## TASK STATEMENT:
Would you copy the records below, exactly and only from their first line through the line containing "const GRID = columns.map((c)", without any pictures?

(Entries with page source code)
══════
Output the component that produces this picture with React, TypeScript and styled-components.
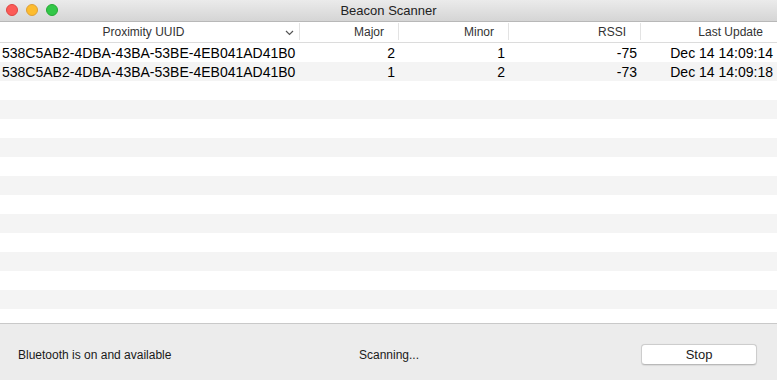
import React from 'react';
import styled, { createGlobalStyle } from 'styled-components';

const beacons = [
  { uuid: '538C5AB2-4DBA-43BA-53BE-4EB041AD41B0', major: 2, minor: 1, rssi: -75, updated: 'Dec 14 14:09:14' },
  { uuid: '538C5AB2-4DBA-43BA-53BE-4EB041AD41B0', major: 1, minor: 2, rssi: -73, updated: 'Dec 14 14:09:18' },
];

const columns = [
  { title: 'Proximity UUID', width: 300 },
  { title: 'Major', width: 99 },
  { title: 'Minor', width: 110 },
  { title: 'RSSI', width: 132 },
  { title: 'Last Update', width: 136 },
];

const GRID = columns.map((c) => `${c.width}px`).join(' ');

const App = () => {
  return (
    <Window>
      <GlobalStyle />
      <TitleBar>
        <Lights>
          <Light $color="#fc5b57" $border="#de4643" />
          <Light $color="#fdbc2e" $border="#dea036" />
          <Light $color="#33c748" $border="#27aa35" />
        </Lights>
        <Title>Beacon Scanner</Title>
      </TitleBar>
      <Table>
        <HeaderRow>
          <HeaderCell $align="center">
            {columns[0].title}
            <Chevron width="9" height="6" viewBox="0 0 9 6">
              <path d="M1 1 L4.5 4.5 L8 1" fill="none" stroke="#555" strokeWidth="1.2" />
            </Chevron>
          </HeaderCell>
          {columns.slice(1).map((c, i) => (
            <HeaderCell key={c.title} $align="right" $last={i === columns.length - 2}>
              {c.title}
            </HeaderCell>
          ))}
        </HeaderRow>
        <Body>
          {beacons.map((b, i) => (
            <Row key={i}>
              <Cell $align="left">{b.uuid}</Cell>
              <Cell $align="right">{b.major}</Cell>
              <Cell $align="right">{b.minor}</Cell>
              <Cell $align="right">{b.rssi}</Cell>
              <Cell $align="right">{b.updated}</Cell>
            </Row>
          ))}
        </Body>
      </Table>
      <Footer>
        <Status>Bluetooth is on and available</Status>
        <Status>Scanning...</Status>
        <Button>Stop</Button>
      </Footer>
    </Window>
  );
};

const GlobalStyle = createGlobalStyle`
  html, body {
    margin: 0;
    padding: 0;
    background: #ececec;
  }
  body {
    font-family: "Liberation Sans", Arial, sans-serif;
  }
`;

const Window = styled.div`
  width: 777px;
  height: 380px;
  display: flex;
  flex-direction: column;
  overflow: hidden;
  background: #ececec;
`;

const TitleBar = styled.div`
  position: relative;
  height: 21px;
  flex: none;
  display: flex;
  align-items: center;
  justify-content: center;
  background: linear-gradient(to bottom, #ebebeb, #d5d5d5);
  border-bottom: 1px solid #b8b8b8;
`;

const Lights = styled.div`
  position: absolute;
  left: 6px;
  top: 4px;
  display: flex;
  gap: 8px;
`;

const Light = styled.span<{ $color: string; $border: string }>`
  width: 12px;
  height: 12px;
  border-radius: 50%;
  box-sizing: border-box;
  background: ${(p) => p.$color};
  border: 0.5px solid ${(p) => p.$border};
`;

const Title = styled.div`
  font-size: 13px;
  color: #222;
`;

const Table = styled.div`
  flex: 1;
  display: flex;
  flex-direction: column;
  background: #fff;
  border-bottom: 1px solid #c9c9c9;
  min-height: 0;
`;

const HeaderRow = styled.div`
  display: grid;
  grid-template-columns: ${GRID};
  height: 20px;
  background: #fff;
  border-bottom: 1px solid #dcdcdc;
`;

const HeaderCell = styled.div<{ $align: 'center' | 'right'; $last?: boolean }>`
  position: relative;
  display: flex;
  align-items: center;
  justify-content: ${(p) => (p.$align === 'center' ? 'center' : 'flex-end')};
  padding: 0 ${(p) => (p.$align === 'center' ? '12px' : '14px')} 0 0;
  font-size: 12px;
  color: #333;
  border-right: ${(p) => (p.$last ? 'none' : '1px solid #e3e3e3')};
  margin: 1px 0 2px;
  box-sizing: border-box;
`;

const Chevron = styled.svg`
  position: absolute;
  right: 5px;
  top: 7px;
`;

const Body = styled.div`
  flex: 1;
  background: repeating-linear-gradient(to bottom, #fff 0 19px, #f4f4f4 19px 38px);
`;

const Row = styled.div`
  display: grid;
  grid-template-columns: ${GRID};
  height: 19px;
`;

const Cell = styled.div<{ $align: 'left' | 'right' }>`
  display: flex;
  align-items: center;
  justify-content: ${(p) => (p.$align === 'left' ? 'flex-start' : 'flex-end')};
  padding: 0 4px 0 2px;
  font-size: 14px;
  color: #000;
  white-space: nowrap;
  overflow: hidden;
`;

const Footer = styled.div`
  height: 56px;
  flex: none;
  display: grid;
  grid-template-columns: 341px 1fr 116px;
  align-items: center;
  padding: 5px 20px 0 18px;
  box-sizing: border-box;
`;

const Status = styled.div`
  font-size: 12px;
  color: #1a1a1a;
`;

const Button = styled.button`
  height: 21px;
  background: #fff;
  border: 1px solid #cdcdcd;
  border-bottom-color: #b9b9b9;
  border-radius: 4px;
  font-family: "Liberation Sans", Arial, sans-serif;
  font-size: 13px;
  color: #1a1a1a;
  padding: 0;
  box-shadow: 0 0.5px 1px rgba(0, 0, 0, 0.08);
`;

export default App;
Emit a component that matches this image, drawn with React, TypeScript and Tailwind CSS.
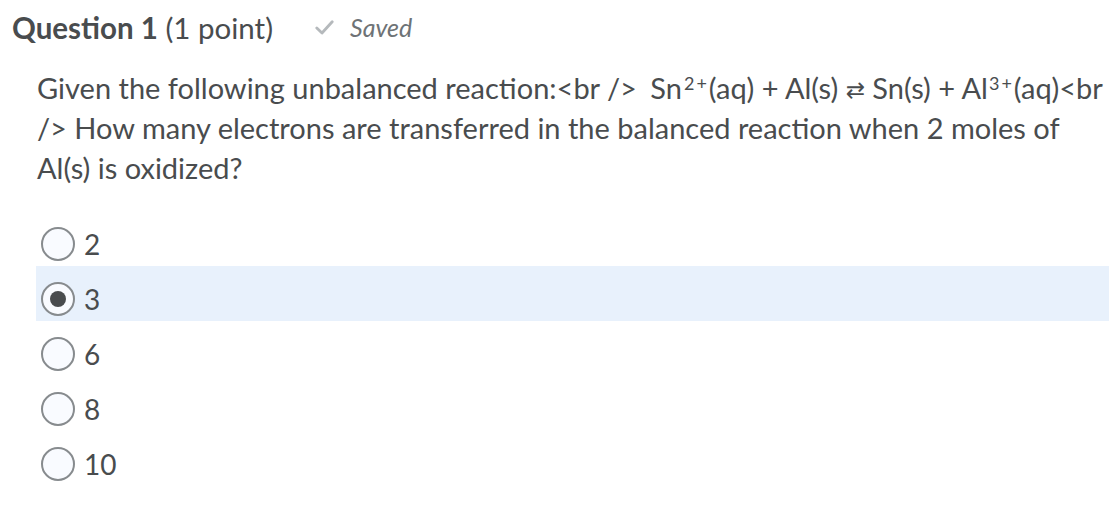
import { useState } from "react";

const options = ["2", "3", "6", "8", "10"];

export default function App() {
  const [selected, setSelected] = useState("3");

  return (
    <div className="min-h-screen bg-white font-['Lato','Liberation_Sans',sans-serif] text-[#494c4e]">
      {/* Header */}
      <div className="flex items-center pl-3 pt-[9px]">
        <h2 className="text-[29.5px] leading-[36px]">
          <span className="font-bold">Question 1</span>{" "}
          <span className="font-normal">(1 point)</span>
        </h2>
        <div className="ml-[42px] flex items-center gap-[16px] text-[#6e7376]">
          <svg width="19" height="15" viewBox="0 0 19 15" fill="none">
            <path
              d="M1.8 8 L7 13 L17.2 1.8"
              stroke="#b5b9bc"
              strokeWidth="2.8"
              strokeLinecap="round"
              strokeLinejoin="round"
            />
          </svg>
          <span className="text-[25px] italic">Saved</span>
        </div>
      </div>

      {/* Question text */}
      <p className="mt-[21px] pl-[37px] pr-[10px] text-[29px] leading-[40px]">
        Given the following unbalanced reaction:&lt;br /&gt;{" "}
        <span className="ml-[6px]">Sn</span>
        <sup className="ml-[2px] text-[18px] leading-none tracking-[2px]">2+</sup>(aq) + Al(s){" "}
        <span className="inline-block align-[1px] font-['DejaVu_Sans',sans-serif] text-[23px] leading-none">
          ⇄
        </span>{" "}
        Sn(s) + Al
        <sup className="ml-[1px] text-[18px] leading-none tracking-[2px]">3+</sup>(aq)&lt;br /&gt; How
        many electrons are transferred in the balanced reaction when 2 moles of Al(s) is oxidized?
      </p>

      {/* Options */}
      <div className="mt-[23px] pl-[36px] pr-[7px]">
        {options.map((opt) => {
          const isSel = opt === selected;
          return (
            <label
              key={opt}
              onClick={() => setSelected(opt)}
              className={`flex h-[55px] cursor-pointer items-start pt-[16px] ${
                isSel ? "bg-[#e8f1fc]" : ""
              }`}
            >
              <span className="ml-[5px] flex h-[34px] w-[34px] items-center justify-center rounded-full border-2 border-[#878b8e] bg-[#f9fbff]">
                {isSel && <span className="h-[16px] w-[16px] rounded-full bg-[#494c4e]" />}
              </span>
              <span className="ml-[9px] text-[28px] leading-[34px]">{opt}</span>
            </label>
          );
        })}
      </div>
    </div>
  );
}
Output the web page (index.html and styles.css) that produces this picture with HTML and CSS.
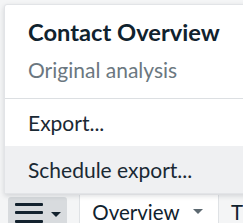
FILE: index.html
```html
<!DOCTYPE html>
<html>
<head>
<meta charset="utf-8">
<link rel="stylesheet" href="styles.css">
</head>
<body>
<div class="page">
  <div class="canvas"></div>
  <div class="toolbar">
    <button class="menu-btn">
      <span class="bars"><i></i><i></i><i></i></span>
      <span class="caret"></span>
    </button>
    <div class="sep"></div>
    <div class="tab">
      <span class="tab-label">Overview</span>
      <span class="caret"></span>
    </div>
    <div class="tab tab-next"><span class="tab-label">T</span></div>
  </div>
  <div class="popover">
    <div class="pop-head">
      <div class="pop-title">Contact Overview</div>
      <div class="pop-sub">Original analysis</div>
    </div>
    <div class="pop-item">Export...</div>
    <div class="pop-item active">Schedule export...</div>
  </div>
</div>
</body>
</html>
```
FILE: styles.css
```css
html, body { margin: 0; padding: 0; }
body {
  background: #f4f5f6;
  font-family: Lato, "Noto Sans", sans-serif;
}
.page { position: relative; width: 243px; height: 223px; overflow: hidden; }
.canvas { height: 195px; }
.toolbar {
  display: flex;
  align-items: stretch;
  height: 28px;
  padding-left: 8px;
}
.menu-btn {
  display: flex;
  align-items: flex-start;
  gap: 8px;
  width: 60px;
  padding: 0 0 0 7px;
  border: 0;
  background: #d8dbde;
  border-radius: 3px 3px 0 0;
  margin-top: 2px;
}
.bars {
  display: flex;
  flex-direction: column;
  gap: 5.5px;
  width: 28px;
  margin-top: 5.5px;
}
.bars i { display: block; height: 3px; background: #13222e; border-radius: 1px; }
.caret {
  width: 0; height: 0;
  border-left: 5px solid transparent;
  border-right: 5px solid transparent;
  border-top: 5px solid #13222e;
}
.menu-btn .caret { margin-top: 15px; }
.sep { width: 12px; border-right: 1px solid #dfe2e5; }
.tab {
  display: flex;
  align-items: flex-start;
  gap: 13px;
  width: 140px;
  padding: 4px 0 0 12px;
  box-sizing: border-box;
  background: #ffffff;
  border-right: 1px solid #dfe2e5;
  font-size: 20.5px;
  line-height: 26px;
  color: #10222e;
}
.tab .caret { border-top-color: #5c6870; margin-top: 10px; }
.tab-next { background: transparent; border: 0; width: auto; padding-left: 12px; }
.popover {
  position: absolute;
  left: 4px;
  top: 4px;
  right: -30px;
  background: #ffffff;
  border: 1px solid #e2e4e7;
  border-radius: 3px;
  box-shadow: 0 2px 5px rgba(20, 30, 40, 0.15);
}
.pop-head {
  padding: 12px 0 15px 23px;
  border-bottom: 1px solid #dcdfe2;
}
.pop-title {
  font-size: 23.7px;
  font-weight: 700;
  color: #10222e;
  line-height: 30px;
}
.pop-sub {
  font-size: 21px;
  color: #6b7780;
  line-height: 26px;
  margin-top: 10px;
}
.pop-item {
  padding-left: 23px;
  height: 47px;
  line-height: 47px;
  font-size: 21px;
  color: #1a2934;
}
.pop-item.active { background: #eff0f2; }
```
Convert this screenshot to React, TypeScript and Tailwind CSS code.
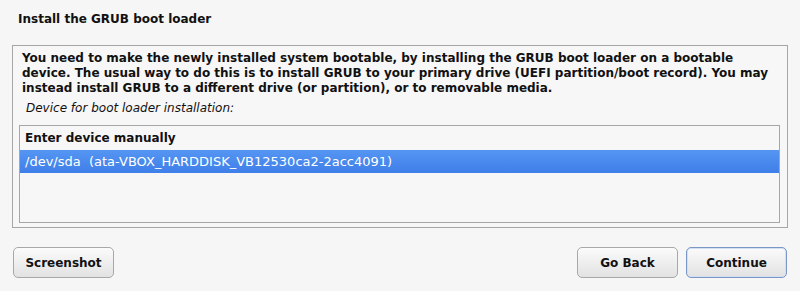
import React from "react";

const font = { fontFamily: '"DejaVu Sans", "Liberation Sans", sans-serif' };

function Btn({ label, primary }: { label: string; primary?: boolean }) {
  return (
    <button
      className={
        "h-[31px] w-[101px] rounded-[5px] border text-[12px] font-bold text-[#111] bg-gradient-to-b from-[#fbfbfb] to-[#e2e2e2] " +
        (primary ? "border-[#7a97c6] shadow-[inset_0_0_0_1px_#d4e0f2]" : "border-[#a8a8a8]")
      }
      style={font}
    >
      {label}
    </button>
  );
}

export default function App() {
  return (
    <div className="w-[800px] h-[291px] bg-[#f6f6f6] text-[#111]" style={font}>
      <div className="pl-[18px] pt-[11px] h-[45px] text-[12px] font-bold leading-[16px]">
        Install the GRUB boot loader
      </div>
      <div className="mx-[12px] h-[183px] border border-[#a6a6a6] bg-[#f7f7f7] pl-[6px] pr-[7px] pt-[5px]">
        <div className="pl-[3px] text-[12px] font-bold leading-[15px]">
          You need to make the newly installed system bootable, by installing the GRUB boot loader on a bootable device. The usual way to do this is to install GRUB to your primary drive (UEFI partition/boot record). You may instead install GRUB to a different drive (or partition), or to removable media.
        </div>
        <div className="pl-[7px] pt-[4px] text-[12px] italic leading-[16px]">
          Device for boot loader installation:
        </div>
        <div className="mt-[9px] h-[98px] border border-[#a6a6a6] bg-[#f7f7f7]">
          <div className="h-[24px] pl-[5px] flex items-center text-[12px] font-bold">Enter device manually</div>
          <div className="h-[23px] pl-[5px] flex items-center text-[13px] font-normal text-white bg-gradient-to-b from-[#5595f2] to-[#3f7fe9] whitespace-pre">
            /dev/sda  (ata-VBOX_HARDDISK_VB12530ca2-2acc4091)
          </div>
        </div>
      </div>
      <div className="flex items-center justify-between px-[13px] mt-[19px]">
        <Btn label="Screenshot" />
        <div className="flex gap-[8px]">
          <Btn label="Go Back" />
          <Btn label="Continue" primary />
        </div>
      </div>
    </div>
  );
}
══════
## COMPLETED TASK:
Output the component that produces this picture with React, TypeScript and styled-components.
import React from 'react';
import styled, { createGlobalStyle } from 'styled-components';

const beacons = [
  { uuid: '538C5AB2-4DBA-43BA-53BE-4EB041AD41B0', major: 2, minor: 1, rssi: -75, updated: 'Dec 14 14:09:14' },
  { uuid: '538C5AB2-4DBA-43BA-53BE-4EB041AD41B0', major: 1, minor: 2, rssi: -73, updated: 'Dec 14 14:09:18' },
];

const columns = [
  { title: 'Proximity UUID', width: 300 },
  { title: 'Major', width: 99 },
  { title: 'Minor', width: 110 },
  { title: 'RSSI', width: 132 },
  { title: 'Last Update', width: 136 },
];

const GRID = columns.map((c) => `${c.width}px`).join(' ');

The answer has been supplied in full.